**REQUIRED TASK**
Copy all lines below containing "that".
** START OF GIVEN RECORDS **
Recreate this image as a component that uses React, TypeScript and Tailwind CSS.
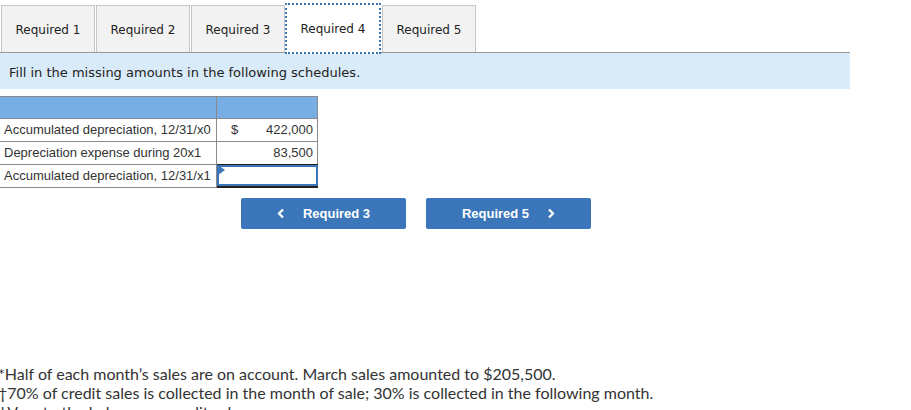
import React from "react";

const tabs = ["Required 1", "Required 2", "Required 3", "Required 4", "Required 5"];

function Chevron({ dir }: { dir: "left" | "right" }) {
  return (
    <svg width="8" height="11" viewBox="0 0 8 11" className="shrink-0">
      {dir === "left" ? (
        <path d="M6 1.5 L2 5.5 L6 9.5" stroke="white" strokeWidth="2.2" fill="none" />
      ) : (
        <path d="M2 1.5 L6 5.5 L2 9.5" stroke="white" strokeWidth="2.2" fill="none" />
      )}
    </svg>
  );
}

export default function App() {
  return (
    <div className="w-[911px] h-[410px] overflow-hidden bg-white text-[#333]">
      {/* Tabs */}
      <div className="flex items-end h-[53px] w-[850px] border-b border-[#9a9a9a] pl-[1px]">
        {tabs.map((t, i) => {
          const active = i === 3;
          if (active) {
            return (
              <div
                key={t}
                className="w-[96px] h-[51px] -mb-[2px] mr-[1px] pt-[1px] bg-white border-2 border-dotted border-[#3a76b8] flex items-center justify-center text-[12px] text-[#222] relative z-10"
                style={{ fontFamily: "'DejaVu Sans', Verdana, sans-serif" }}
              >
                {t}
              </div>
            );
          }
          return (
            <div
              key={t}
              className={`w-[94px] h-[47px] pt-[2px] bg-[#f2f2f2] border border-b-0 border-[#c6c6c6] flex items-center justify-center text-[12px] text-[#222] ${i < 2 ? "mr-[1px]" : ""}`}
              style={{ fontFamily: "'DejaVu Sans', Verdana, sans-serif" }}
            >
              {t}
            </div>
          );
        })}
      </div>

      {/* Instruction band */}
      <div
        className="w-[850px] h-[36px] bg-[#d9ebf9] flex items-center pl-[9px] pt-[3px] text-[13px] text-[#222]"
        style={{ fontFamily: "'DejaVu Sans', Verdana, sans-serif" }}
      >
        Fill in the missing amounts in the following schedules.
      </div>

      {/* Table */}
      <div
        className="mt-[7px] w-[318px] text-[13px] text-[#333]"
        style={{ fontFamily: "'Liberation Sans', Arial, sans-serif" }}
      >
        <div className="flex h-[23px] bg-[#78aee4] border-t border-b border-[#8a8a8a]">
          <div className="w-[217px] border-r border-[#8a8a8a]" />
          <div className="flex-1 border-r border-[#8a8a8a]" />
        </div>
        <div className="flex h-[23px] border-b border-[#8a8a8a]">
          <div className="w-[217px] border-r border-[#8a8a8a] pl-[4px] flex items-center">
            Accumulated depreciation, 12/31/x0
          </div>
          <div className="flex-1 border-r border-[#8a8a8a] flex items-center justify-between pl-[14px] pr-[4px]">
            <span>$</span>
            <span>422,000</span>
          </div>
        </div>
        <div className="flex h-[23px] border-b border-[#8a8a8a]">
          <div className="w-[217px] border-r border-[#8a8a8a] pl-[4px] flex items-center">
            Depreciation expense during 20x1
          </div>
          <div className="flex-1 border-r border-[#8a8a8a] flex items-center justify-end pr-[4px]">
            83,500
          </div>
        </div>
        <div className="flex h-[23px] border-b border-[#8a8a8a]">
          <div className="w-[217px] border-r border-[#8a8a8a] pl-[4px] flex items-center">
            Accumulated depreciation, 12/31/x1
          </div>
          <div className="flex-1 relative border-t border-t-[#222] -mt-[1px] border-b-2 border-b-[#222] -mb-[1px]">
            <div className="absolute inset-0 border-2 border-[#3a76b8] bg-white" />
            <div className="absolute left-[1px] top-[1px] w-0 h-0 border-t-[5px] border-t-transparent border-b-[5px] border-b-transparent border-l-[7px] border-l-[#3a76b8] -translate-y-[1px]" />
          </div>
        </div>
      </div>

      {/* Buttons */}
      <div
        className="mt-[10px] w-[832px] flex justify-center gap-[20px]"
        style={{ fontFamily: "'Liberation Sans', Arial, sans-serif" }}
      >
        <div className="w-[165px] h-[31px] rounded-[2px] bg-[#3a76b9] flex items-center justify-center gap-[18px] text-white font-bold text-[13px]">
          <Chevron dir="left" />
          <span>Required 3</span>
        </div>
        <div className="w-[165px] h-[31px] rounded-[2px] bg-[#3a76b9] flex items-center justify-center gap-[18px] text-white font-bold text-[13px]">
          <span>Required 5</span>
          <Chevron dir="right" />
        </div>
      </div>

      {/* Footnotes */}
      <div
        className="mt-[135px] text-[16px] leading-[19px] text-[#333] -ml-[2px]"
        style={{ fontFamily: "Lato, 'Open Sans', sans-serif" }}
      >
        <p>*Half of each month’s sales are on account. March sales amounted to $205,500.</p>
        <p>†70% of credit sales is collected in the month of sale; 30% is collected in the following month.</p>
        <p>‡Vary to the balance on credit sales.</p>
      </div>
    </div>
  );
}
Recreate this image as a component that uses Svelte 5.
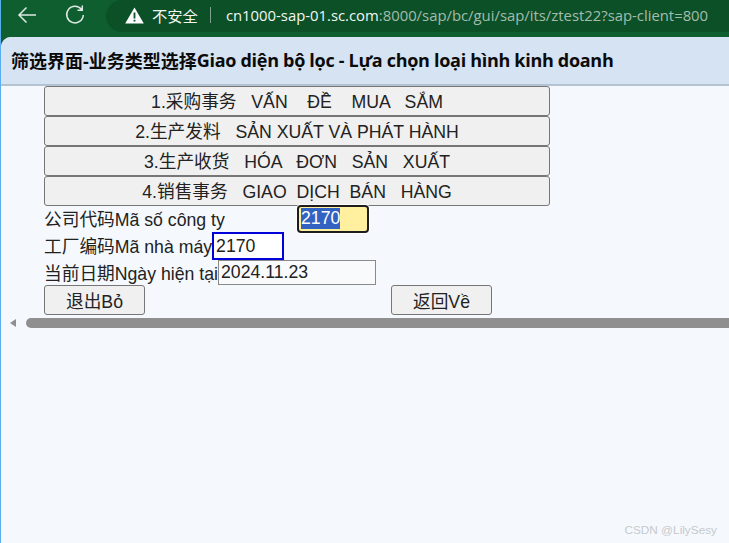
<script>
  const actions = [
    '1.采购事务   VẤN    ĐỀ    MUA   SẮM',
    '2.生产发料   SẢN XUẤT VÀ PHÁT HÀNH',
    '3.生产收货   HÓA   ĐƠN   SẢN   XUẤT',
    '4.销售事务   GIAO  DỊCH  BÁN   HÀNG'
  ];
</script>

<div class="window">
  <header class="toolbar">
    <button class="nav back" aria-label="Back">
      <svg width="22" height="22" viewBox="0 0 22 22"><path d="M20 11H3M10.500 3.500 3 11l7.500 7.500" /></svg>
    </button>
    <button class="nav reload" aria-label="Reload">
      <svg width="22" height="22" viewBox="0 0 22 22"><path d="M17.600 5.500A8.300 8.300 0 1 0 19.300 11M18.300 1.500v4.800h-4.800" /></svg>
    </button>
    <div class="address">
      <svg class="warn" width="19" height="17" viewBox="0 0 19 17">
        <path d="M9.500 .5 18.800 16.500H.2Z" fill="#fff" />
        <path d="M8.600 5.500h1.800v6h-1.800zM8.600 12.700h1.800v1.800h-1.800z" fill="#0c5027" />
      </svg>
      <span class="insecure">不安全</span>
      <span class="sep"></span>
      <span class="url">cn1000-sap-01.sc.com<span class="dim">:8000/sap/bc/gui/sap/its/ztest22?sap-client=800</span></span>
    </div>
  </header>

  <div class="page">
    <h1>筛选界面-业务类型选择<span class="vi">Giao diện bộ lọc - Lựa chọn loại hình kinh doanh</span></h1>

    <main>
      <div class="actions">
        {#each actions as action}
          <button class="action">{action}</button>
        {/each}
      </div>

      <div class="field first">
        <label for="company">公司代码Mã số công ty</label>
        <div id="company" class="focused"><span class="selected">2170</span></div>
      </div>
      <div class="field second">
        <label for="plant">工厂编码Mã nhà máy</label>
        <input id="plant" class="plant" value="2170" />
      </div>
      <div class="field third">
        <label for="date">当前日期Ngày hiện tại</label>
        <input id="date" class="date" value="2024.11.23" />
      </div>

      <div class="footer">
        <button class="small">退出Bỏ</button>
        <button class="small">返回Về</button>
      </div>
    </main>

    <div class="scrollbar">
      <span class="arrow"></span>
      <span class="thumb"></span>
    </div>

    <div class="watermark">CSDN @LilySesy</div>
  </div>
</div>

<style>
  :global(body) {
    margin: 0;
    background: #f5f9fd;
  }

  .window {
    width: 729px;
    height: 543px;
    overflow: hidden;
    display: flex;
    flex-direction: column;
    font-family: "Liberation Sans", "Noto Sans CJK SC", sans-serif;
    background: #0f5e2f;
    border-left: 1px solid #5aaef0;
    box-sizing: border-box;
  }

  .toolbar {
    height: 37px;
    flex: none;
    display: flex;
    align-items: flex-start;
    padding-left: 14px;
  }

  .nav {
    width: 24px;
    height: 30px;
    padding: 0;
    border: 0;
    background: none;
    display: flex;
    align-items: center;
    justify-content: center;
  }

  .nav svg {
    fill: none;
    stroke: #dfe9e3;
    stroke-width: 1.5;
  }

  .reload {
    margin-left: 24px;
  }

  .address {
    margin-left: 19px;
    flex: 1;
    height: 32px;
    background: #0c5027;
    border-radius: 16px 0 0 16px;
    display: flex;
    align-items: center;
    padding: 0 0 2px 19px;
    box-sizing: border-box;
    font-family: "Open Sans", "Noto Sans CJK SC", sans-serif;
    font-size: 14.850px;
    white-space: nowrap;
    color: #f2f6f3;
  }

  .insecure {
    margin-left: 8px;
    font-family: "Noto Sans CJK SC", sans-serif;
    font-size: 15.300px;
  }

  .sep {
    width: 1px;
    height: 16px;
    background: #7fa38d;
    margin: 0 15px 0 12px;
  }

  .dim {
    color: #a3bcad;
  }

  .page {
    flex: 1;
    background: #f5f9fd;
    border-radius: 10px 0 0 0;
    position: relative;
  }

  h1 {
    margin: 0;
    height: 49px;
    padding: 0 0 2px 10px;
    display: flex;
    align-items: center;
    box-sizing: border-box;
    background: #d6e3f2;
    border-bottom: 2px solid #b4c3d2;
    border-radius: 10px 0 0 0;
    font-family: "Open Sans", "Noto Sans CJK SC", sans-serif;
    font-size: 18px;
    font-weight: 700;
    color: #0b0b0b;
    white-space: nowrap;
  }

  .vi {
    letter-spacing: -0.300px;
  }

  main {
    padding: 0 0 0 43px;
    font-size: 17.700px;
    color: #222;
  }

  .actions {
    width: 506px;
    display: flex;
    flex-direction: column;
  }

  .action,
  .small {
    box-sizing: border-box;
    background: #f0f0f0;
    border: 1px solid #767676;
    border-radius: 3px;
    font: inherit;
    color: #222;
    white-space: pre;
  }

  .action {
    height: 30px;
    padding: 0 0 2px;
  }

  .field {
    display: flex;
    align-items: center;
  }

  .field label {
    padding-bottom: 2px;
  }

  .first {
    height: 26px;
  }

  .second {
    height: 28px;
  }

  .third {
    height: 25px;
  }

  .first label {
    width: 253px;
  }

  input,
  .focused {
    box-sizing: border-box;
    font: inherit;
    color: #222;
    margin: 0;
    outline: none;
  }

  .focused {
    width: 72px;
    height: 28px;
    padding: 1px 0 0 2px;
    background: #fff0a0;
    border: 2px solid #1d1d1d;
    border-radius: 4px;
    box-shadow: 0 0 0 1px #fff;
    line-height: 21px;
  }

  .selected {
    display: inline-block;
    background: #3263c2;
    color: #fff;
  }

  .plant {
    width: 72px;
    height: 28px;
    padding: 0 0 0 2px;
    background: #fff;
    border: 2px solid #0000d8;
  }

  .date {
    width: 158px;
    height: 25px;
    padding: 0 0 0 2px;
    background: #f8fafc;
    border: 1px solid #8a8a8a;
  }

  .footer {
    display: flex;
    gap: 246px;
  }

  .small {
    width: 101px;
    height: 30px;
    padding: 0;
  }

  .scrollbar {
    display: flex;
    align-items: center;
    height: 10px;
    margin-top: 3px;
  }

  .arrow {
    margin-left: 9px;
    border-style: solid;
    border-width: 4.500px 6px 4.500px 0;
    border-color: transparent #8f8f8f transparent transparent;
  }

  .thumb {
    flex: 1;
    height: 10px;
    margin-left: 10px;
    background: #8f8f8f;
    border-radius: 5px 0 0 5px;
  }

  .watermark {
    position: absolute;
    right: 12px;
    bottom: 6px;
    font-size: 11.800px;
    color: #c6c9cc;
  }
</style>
** END OF GIVEN RECORDS **
**OUTPUT OF THE EXERCISE**
Recreate this image as a component that uses React, TypeScript and Tailwind CSS.
Recreate this image as a component that uses Svelte 5.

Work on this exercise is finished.